The feds won't pay for the complete expense of your energy upgrades, but offer only a small percentage of your costs. Basically, the government's entire energy program offers between 10% and 30% reimbursement, in the form of tax credits, for various upgrades made to residential and commercial properties. Each separate program has its own budgeted credit amounts.

The cap on the non-business residential energy property tax credit is $500, with limits under that for various upgrades. For example, biomass stoves will get you up to $300 in credits, as will upgrades to central air conditioning units and air sourced heat pumps. Gas, oil and propane furnaces qualify for up to $150 in credits.

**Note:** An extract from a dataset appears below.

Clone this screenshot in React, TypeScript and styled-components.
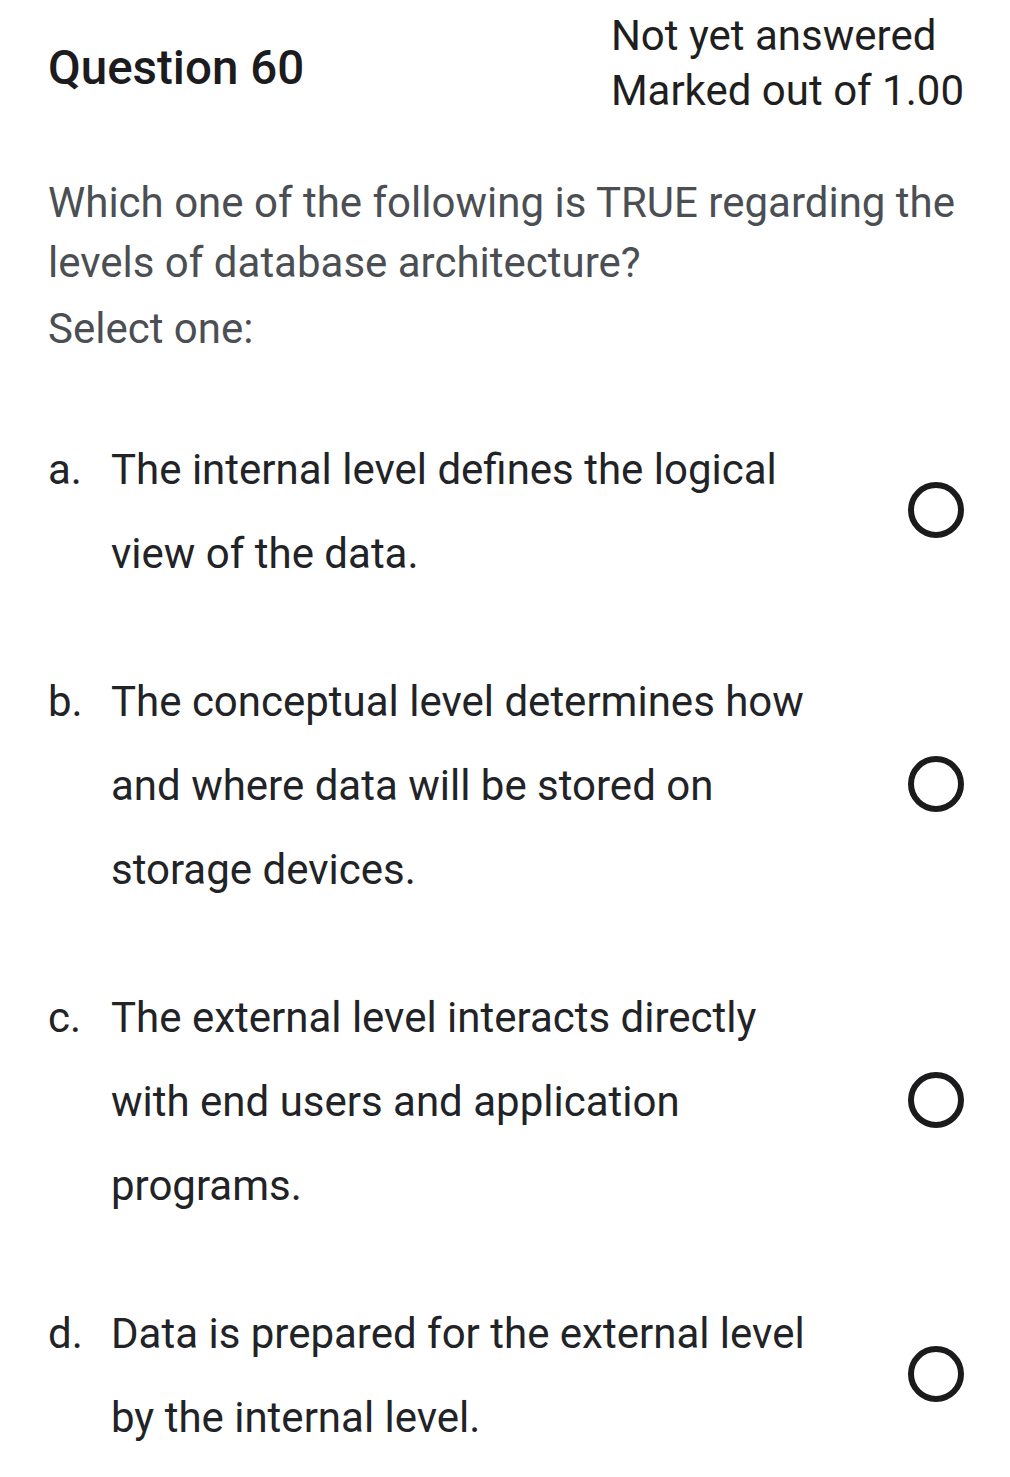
import React from "react";
import styled, { createGlobalStyle } from "styled-components";

const Global = createGlobalStyle`
  html, body { margin: 0; padding: 0; background: #ffffff; }
  body { font-family: Roboto, "Noto Sans", Arial, sans-serif; -webkit-font-smoothing: antialiased; }
`;

const Page = styled.div`
  width: 1010px;
  min-height: 1477px;
  box-sizing: border-box;
  padding: 8px 46px 0 48px;
  background: #fff;
`;

const Header = styled.div`
  display: flex;
  justify-content: space-between;
  align-items: center;
`;

const Title = styled.h2`
  margin: 0;
  padding-top: 10px;
  font-size: 47.5px;
  font-weight: 500;
  color: #1c1c1e;
`;

const Meta = styled.div`
  font-size: 42px;
  line-height: 55px;
  color: #1f1f21;
`;

const QText = styled.div`
  margin-top: 55px;
  font-size: 42px;
  line-height: 60px;
  color: #4b4f54;
`;

const Prompt = styled.div`
  margin-top: 6px;
  font-size: 42px;
  line-height: 60px;
  color: #4b4f54;
`;

const Options = styled.div`
  margin-top: 69px;
  display: flex;
  flex-direction: column;
  gap: 64px;
`;

const Option = styled.label`
  display: flex;
  align-items: center;
  font-size: 42px;
  line-height: 84px;
  color: #222326;
`;

const Letter = styled.span`
  width: 63px;
  flex: none;
  align-self: flex-start;
`;

const OptText = styled.span`
  flex: 1;
  padding-right: 20px;
`;

const Radio = styled.span`
  flex: none;
  width: 44px;
  height: 44px;
  margin-top: -4px;
  border: 6.5px solid #1b1b1d;
  border-radius: 50%;
`;

const options = [
  { l: "a.", t: ["The internal level defines the logical", "view of the data."] },
  { l: "b.", t: ["The conceptual level determines how", "and where data will be stored on", "storage devices."] },
  { l: "c.", t: ["The external level interacts directly", "with end users and application", "programs."] },
  { l: "d.", t: ["Data is prepared for the external level", "by the internal level."] },
];

export default function App() {
  return (
    <>
      <Global />
      <Page>
        <Header>
          <Title>Question 60</Title>
          <Meta>
            <div>Not yet answered</div>
            <div>Marked out of 1.00</div>
          </Meta>
        </Header>
        <QText>
          Which one of the following is TRUE regarding the
          <br />
          levels of database architecture?
        </QText>
        <Prompt>Select one:</Prompt>
        <Options>
          {options.map((o) => (
            <Option key={o.l}>
              <Letter>{o.l}</Letter>
              <OptText>
                {o.t.map((line, i) => (
                  <div key={i}>{line}</div>
                ))}
              </OptText>
              <Radio />
            </Option>
          ))}
        </Options>
      </Page>
    </>
  );
}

But you are limited to claiming $500 in total credits under this specific program. If you received any federal energy credits through this program from 2005 until the present, you must subtract those amounts from the $500 total.


There are other federal energy tax programs that have been extended and that have different rules. Your heating and air specialists will know about these programs and how to help you qualify. They will also know which upgrades and appliances are approved for the various federal programs.

Additionally, many states have their own energy tax programs. If you have upgraded your AC system in 2014, or you plan to do so in the future, you should learn about all of the incentives available to you as a homeowner. Not only will you have lower power bills by upgrading your system, you may also get a nice bit of money back from Uncle Sam or your state government to help you celebrate your responsible commitment to energy savings.